The entrance was always, as it is now, through a small vestibule into the DINING ROOM (now hall), redecorated in ponderous Tudor by Smirke (but in 1979 totally masked by a 'fairy grotto'). Next to it, Smirke's cramped staircase and, to the S, the LIBRARY, also Tudor. In the main C18 room on the N, bolection-moulded panelling and fireplace: quite ordinary. On the S side of the C18 rooms Bonomi made into the private STUDY and SITTING ROOM, the latter still with Palladian decoration (enriched doorcases and overmantel with broken pediments, shell-headed niches flanking the fireplace). A dressing room and bedroom in the demolished wing completed the suite to the E. W of entrance front, a small neo-Norman cottage with arcaded porch.
The groves in the park, probably never professionally landscaped though naturally picturesque, were mostly replanted in the 1930's.

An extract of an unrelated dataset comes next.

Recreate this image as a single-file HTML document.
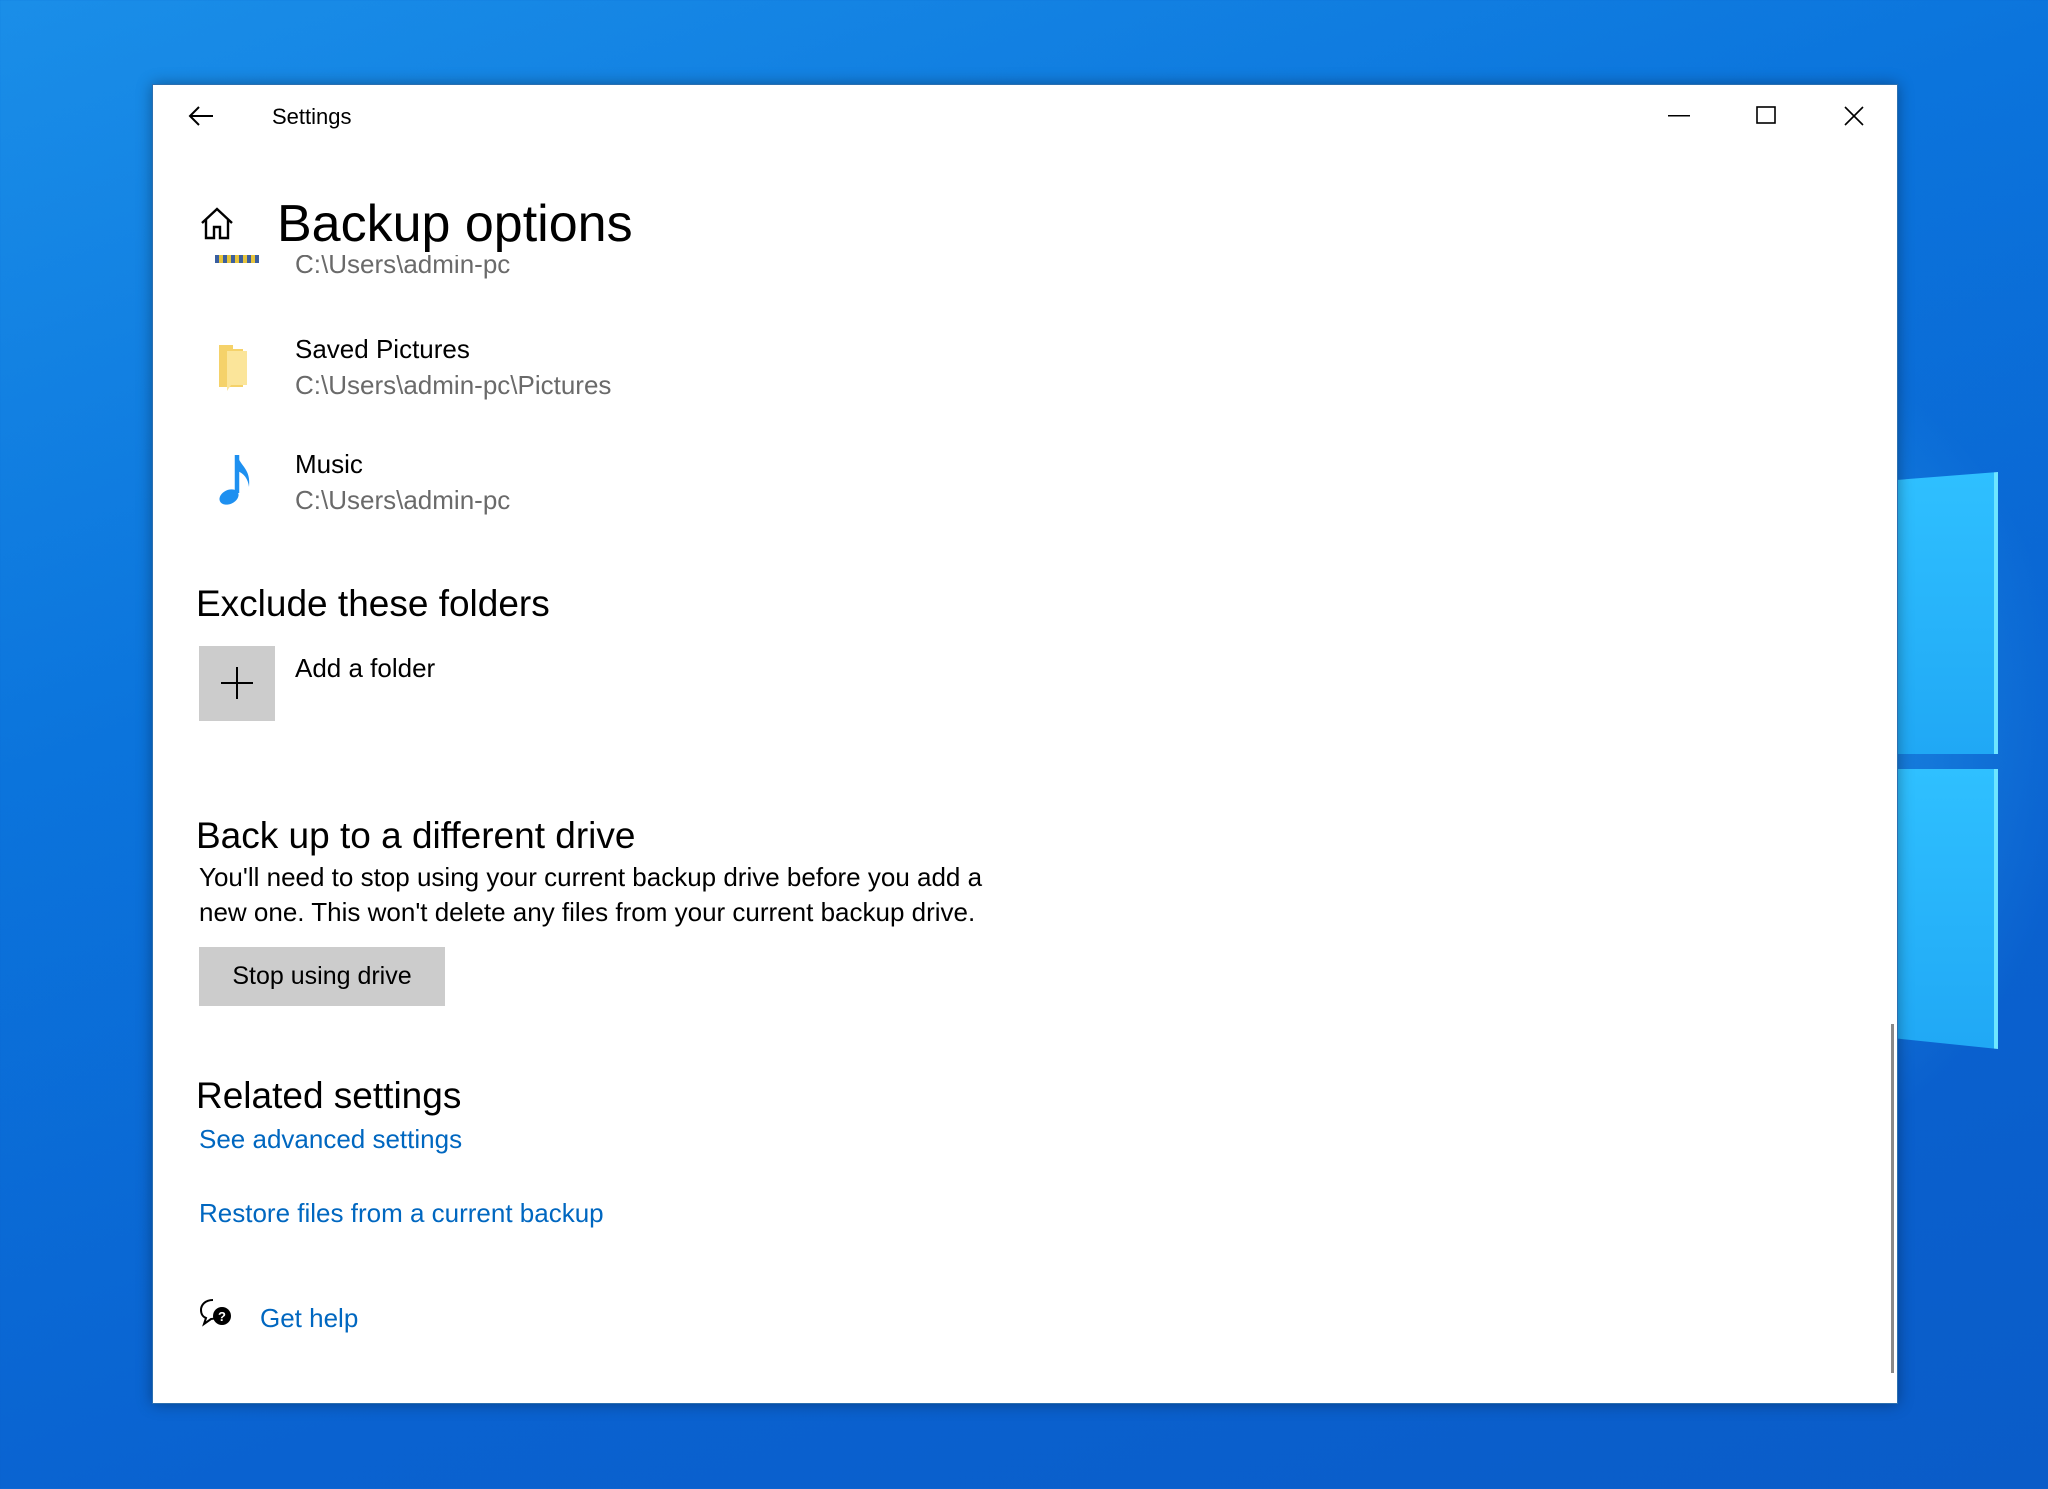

At the NW entrance Bonomi's heavily classical gate-piers surmounted by massive blocks carved with the Lambton insignia. The SW drive passes over the Wear just without the park walls over the medieval NEW or CHESTER BRIDGE, beneath Bonomi's tall arched GATEWAY (plus lodge) of 1815 and through the parkland of the original Lambton Hall before crossing the Wear again in one 82ft span by Bonomi's magnificent LAMB BRIDGE (lambs on the abutments). On the S. bank, the only relic of Lambton Hall, its former brewhouse (now LAMBTON HOUSE), much rebuilt but basically C17, with seven two-light mullioned windows, gabled semi-dormers and blank quatrefoils alternating above them. Under the front gardens the foundations of the Hall.